Volcanic mountain in western Iceland

Akrafjall is a volcanic mountain in western Iceland. It is located in the municipality of Hvalfjarðarsveit, east of the city of Akranes.

==Location==
Akrafjall is located north of the capital Reykjavík, on a peninsula between the fjords Borgarfjörður and Hvalfjörður (whale fjord).

A mountain with two main summits, Akrafjall is divided by the Berjadalur valley which was cut out by a glacier. The highest peak of the mountain, called Geirmundartindur (Geirmundur Peak), reaches a height of 643 meters. Opposite it is the second highest peak of the mountain, Háihnúkur (555 m).

For hiking enthusiasts, a trail leads most of the way to the summit. Depending on a hiker's level of fitness, reaching the summit may take anywhere from 2 to 5 hours. A picturesque mountain, Akrafjall offers extensive views from Reykjanes to Snaefellsjokull Glacier and across Faxafloi Bay.

The cliffs of Akrafjall are a popular nesting ground for the great black-backed gull and the Icelandic fulmar in the country. Even today, many people pick thousands of great black-backed gull eggs every summer to eat.

== Geology & history ==
Basalt constitutes the main geological feature from the lava that brought Akrafjall into being.

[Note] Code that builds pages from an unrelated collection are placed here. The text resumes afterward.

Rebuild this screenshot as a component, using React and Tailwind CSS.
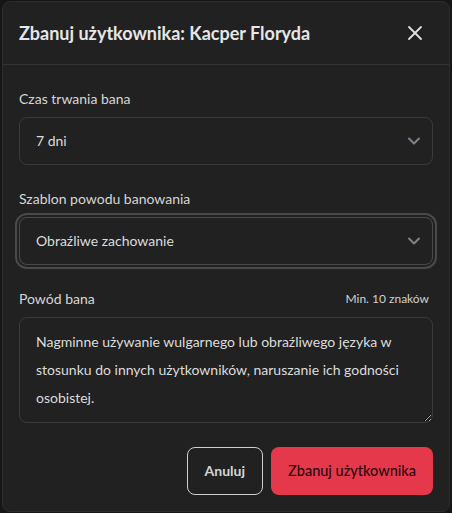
import React from 'react';
import { X, ChevronDown } from 'lucide-react';

const font = { fontFamily: 'Lato, "Noto Sans", sans-serif' };

export default function App() {
    return (
        <div className="min-h-[513px] w-[452px] bg-[#161616] flex items-center justify-center" style={font}>
            <div className="w-[448px] rounded-lg border border-[#2c2c2c] bg-[#212121] text-[#e2e2e2]">
                <div className="flex items-center justify-between border-b border-[#333333] px-4 py-[17px]">
                    <h2 className="text-lg font-bold leading-7 text-[#e6e6e6]">
                        Zbanuj użytkownika: Kacper Floryda
                    </h2>
                    <button className="mr-[6px] text-[#e0e0e0]">
                        <X size={24} strokeWidth={1.8} />
                    </button>
                </div>
                <div className="flex flex-col px-4 pt-6 pb-4">
                    <label className="mb-2 text-sm leading-5 text-[#d6d6d6]">Czas trwania bana</label>
                    <div className="flex h-12 items-center justify-between rounded-lg border border-[#3a3a3a] pl-4 pr-2 text-sm text-[#dcdcdc]">
                        <span>7 dni</span>
                        <ChevronDown size={20} strokeWidth={2.4} className="text-[#7d828c]" />
                    </div>

                    <label className="mt-6 mb-2 text-sm leading-5 text-[#d6d6d6]">Szablon powodu banowania</label>
                    <div className="flex h-12 items-center justify-between rounded-lg border border-[#4a4a4a] pl-4 pr-2 text-sm text-[#dcdcdc] ring-2 ring-[#4a4a4a] ring-offset-2 ring-offset-[#212121]">
                        <span>Obraźliwe zachowanie</span>
                        <ChevronDown size={20} strokeWidth={2.4} className="text-[#7d828c]" />
                    </div>

                    <div className="mt-6 mb-2 flex items-center justify-between">
                        <label className="text-sm leading-5 text-[#d6d6d6]">Powód bana</label>
                        <span className="mr-1 text-xs text-[#d0d0d0]">Min. 10 znaków</span>
                    </div>
                    <textarea
                        rows={3}
                        className="resize-y rounded-lg border border-[#3a3a3a] bg-transparent px-4 py-[10px] text-sm leading-7 text-[#dcdcdc] outline-none"
                        defaultValue="Nagminne używanie wulgarnego lub obraźliwego języka w stosunku do innych użytkowników, naruszanie ich godności osobistej."
                    />

                    <div className="mt-6 flex justify-end gap-2">
                        <button className="h-12 rounded-lg border border-[#cfcfcf] px-[17px] text-sm font-bold text-[#d4d4d4]">
                            Anuluj
                        </button>
                        <button className="h-12 rounded-lg bg-[#e5384a] px-[17px] text-[14.5px] font-medium text-[#2a0b10]">
                            Zbanuj użytkownika
                        </button>
                    </div>
                </div>
            </div>
        </div>
    );
}
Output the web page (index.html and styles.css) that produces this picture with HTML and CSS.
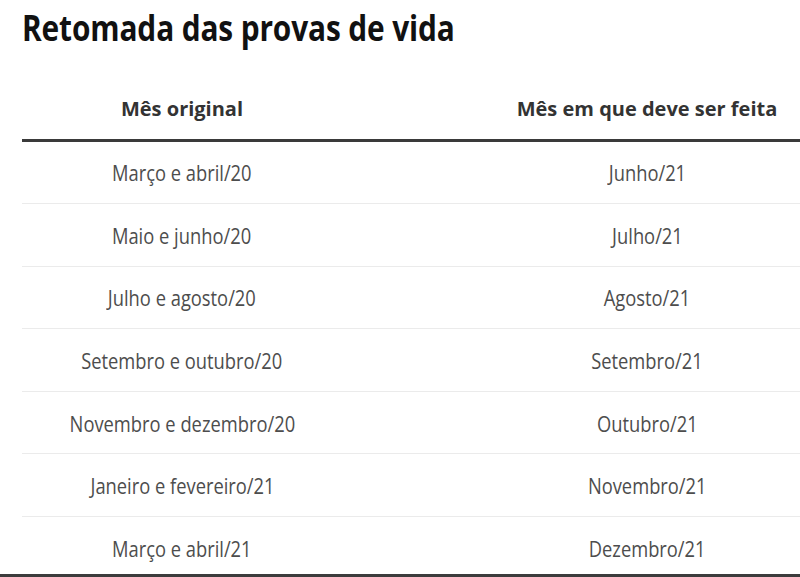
FILE: index.html
```html
<!DOCTYPE html>
<html lang="pt-BR">
<head>
<meta charset="utf-8">
<title>Retomada das provas de vida</title>
<link rel="stylesheet" href="styles.css">
</head>
<body>
<div class="viewport">
  <div class="page">
    <h1 class="title"><span class="narrow-title">Retomada das provas de vida</span></h1>
    <table class="schedule">
      <thead>
        <tr><th class="col-a">Mês original</th><th class="col-b">Mês em que deve ser feita</th></tr>
      </thead>
      <tbody>
        <tr><td><span class="cell">Março e abril/20</span></td><td><span class="cell">Junho/21</span></td></tr>
        <tr><td><span class="cell">Maio e junho/20</span></td><td><span class="cell">Julho/21</span></td></tr>
        <tr><td><span class="cell">Julho e agosto/20</span></td><td><span class="cell">Agosto/21</span></td></tr>
        <tr><td><span class="cell">Setembro e outubro/20</span></td><td><span class="cell">Setembro/21</span></td></tr>
        <tr><td><span class="cell">Novembro e dezembro/20</span></td><td><span class="cell">Outubro/21</span></td></tr>
        <tr><td><span class="cell">Janeiro e fevereiro/21</span></td><td><span class="cell">Novembro/21</span></td></tr>
        <tr class="last"><td><span class="cell">Março e abril/21</span></td><td><span class="cell">Dezembro/21</span></td></tr>
      </tbody>
    </table>
  </div>
  <div class="bottom-bar"></div>
</div>
</body>
</html>
```
FILE: styles.css
```css
html, body {
  margin: 0;
  padding: 0;
  background: #ffffff;
}
body {
  width: 800px;
  height: 577px;
  overflow: hidden;
  font-family: "Open Sans", "Noto Sans", sans-serif;
}
.viewport {
  width: 800px;
  height: 577px;
  overflow: hidden;
  display: flex;
  flex-direction: column;
}
.page {
  padding-left: 22px;
  flex: 0 0 auto;
}
.title {
  margin: 0;
  padding-top: 7px;
  font-size: 35px;
  line-height: 42px;
  font-weight: 700;
  color: #111111;
  white-space: nowrap;
}
.narrow-title {
  display: inline-block;
  transform: scaleX(0.853);
  transform-origin: 0 50%;
  letter-spacing: -0.15px;
}
.schedule {
  border-collapse: collapse;
  table-layout: fixed;
  width: 930px;
}
.col-a { width: 320px; }
.col-b { width: 610px; }
.schedule th {
  padding: 46px 0 15.5px;
  font-size: 20px;
  line-height: 28px;
  font-weight: 700;
  color: #333333;
  text-align: center;
  border-bottom: 3px solid #3a3a3a;
  white-space: nowrap;
}
.schedule td {
  padding: 15.8px 0 15.8px;
  font-size: 22px;
  line-height: 30px;
  font-weight: 400;
  color: #4d4d4d;
  text-align: center;
  border-bottom: 1px solid #ebebeb;
  white-space: nowrap;
}
.cell {
  display: inline-block;
  transform: scaleX(0.833);
  transform-origin: 50% 50%;
}
.schedule tr.last td {
  border-bottom: none;
  padding-bottom: 11.6px;
}
.bottom-bar {
  height: 3px;
  background: #3c3c3c;
  flex: 0 0 auto;
}
```
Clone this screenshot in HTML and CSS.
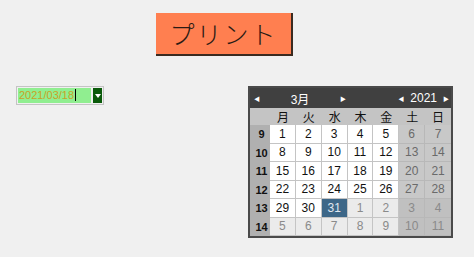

It is said that Arnes Pálsson, a notorious thief and vagabond, went into hiding on Akrafjall in 1756 to escape justice. When a search party was assembled to look for him, he shrewdly joined the group. Only when they returned home after an entire day of futile search did the search party reportedly realize that Pálsson had fooled them. He was eventually arrested in 1764.